Central to the dispute was the hit the banks would take in funding the deal, given the deteriorated lending conditions.
Regulators have approved the transaction, and the lenders have placed funding in escrow.
Clear Channel Chief Executive Mark Mays said in an interview after the shareholder meeting that the deal will be good for the estimated 120 million people who listen to Clear Channel radio stations daily.
“From a listener perspective, I don’t think they will see anything radical or different. This is really a capital structure change rather than a programming change.”
Clear Channel owns some of the highest profile radio personalities in the country, including Rush Limbaugh, who was just signed to a new contract.
To complete the deal, Clear Channel sold its television division and several hundred of its radio stations, but Mays said he doesn’t plan on any additional sales under the new ownership.
“The international assets, specifically, are not for sale. All those rumors are untrue. We went through a process, we divested of our television and some radio stations, and now we have what we feel is the core assets that we want to operate the company going forward,” Mays said.

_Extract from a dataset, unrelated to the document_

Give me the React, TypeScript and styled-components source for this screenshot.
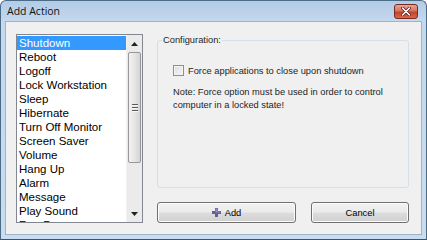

Mays said he believes traditional media companies are “truly undervalued.”
“The media stocks clearly are still out of favor in the equity markets. When will that be corrected? As soon as the media stocks are able to change the incorrect perception and realize that today’s traditional media, radio, the newspaper, or television, still reaches a mass audience and still gives great results to our advertising customers,” he said.